#### YOUR OBJECTIVE:
Please transcribe the data below exactly. Leave the pictures out.

#### COLLECTED DATA:
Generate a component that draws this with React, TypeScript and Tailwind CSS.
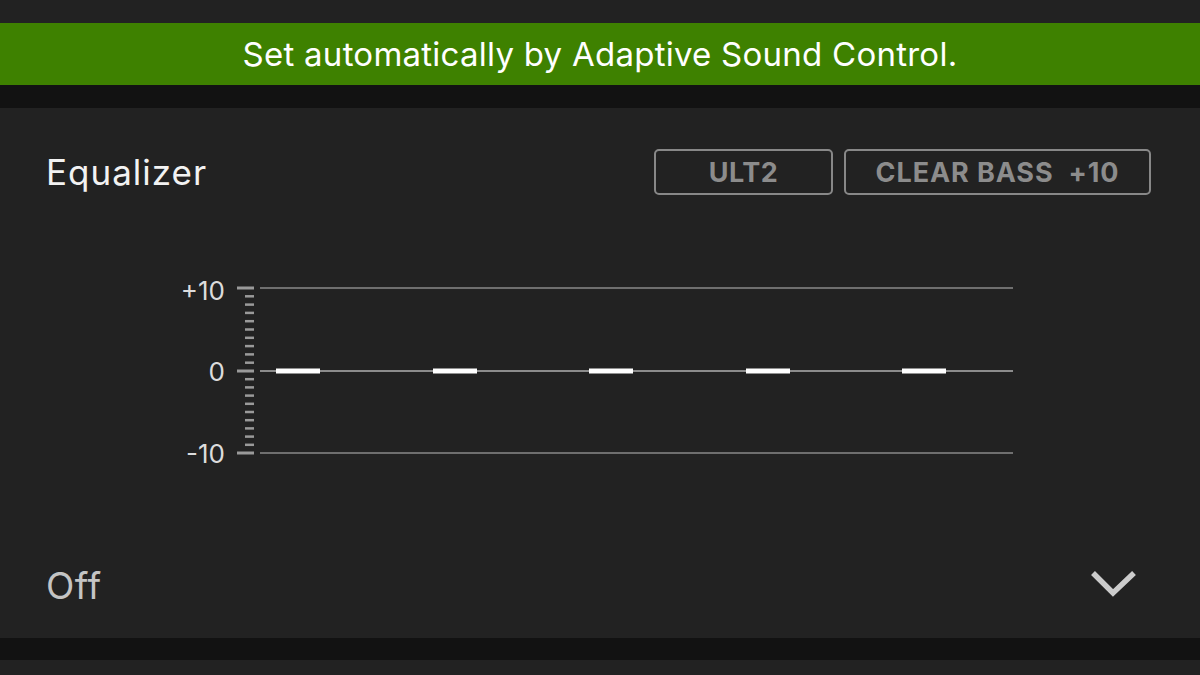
import React from "react";

const font = { fontFamily: "Inter, 'Noto Sans', sans-serif" };

function Chart() {
  const top = 28; // y of +10 line within svg (svg top at 260)
  const zero = 111;
  const bottom = 193;
  const minor: number[] = [];
  for (let i = 1; i < 10; i++) minor.push(top + ((zero - top) * i) / 10);
  for (let i = 1; i < 10; i++) minor.push(zero + ((bottom - zero) * i) / 10);
  const bars = [276, 433, 589, 746, 902];
  const ox = 160;
  return (
    <svg width="860" height="220" viewBox="0 0 860 220" className="block">
      <g style={font} fontSize="26" fill="#dcdcdc" textAnchor="end">
        <text x={225 - ox} y={top + 12}>+10</text>
        <text x={225 - ox} y={zero + 10}>0</text>
        <text x={225 - ox} y={bottom + 10}>-10</text>
      </g>
      {[top, zero, bottom].map((y) => (
        <rect key={y} x={237 - ox} y={y - 1.5} width={17} height={3} fill="#9a9a9a" />
      ))}
      {minor.map((y, i) => (
        <rect key={i} x={245 - ox} y={y - 1.25} width={9} height={2.5} fill="#9a9a9a" />
      ))}
      <rect x={260 - ox} y={top - 1} width={753} height={2} fill="#6f6f6f" />
      <rect x={260 - ox} y={zero - 1} width={753} height={2} fill="#8c8c8c" />
      <rect x={260 - ox} y={bottom - 1} width={753} height={2} fill="#6f6f6f" />
      {bars.map((x) => (
        <rect key={x} x={x - ox} y={zero - 2.5} width={44} height={5} fill="#ffffff" />
      ))}
    </svg>
  );
}

export default function App() {
  return (
    <div className="w-[1200px] h-[675px] flex flex-col bg-[#222222] overflow-hidden" style={font}>
      <div className="h-[23px] bg-[#222222]" />
      <div className="h-[62px] bg-[#3e8100] flex items-center justify-center">
        <span className="text-white text-[33px] tracking-[0.25px] leading-none">Set automatically by Adaptive Sound Control.</span>
      </div>
      <div className="h-[23px] bg-[#121212]" />
      <div className="h-[530px] bg-[#222222] flex flex-col pt-[41px]">
        <div className="h-[46px] flex items-center justify-between pl-[46px] pr-[49px]">
          <span className="text-[35px] tracking-[1px] text-[#f2f2f2] leading-none">Equalizer</span>
          <div className="flex gap-[11px] h-[46px]">
            <div className="w-[179px] h-[46px] border-2 border-[#888888] rounded-[5px] flex items-center justify-center text-[#8c8c8c] font-bold text-[27px] tracking-[0.5px] leading-none">
              ULT2
            </div>
            <div className="w-[307px] h-[46px] border-2 border-[#888888] rounded-[5px] flex items-center justify-center text-[#8c8c8c] font-bold text-[27px] tracking-[0.9px] leading-none">
              <span>CLEAR BASS</span>
              <span className="ml-[15px]">+10</span>
            </div>
          </div>
        </div>
        <div className="mt-[65px] ml-[160px]">
          <Chart />
        </div>
        <div className="mt-[75px] h-[60px] flex items-center justify-between pl-[46px] pr-[62px]">
          <span className="text-[37px] tracking-[0.5px] text-[#c4c4c4] leading-none">Off</span>
          <svg width="48" height="32" viewBox="0 0 48 32">
            <polyline points="3,4 23,24 44,4" fill="none" stroke="#cccccc" strokeWidth="5.5" />
          </svg>
        </div>
      </div>
      <div className="h-[22px] bg-[#121212]" />
      <div className="flex-1 bg-[#222222]" />
    </div>
  );
}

#### ANSWER IN FULL:
Generate a component that draws this with React, TypeScript and Tailwind CSS.
import React from "react";

const font = { fontFamily: "Inter, 'Noto Sans', sans-serif" };

function Chart() {
  const top = 28; // y of +10 line within svg (svg top at 260)
  const zero = 111;
  const bottom = 193;
  const minor: number[] = [];
  for (let i = 1; i < 10; i++) minor.push(top + ((zero - top) * i) / 10);
  for (let i = 1; i < 10; i++) minor.push(zero + ((bottom - zero) * i) / 10);
  const bars = [276, 433, 589, 746, 902];
  const ox = 160;
  return (
    <svg width="860" height="220" viewBox="0 0 860 220" className="block">
      <g style={font} fontSize="26" fill="#dcdcdc" textAnchor="end">
        <text x={225 - ox} y={top + 12}>+10</text>
        <text x={225 - ox} y={zero + 10}>0</text>
        <text x={225 - ox} y={bottom + 10}>-10</text>
      </g>
      {[top, zero, bottom].map((y) => (
        <rect key={y} x={237 - ox} y={y - 1.5} width={17} height={3} fill="#9a9a9a" />
      ))}
      {minor.map((y, i) => (
        <rect key={i} x={245 - ox} y={y - 1.25} width={9} height={2.5} fill="#9a9a9a" />
      ))}
      <rect x={260 - ox} y={top - 1} width={753} height={2} fill="#6f6f6f" />
      <rect x={260 - ox} y={zero - 1} width={753} height={2} fill="#8c8c8c" />
      <rect x={260 - ox} y={bottom - 1} width={753} height={2} fill="#6f6f6f" />
      {bars.map((x) => (
        <rect key={x} x={x - ox} y={zero - 2.5} width={44} height={5} fill="#ffffff" />
      ))}
    </svg>
  );
}

export default function App() {
  return (
    <div className="w-[1200px] h-[675px] flex flex-col bg-[#222222] overflow-hidden" style={font}>
      <div className="h-[23px] bg-[#222222]" />
      <div className="h-[62px] bg-[#3e8100] flex items-center justify-center">
        <span className="text-white text-[33px] tracking-[0.25px] leading-none">Set automatically by Adaptive Sound Control.</span>
      </div>
      <div className="h-[23px] bg-[#121212]" />
      <div className="h-[530px] bg-[#222222] flex flex-col pt-[41px]">
        <div className="h-[46px] flex items-center justify-between pl-[46px] pr-[49px]">
          <span className="text-[35px] tracking-[1px] text-[#f2f2f2] leading-none">Equalizer</span>
          <div className="flex gap-[11px] h-[46px]">
            <div className="w-[179px] h-[46px] border-2 border-[#888888] rounded-[5px] flex items-center justify-center text-[#8c8c8c] font-bold text-[27px] tracking-[0.5px] leading-none">
              ULT2
            </div>
            <div className="w-[307px] h-[46px] border-2 border-[#888888] rounded-[5px] flex items-center justify-center text-[#8c8c8c] font-bold text-[27px] tracking-[0.9px] leading-none">
              <span>CLEAR BASS</span>
              <span className="ml-[15px]">+10</span>
            </div>
          </div>
        </div>
        <div className="mt-[65px] ml-[160px]">
          <Chart />
        </div>
        <div className="mt-[75px] h-[60px] flex items-center justify-between pl-[46px] pr-[62px]">
          <span className="text-[37px] tracking-[0.5px] text-[#c4c4c4] leading-none">Off</span>
          <svg width="48" height="32" viewBox="0 0 48 32">
            <polyline points="3,4 23,24 44,4" fill="none" stroke="#cccccc" strokeWidth="5.5" />
          </svg>
        </div>
      </div>
      <div className="h-[22px] bg-[#121212]" />
      <div className="flex-1 bg-[#222222]" />
    </div>
  );
}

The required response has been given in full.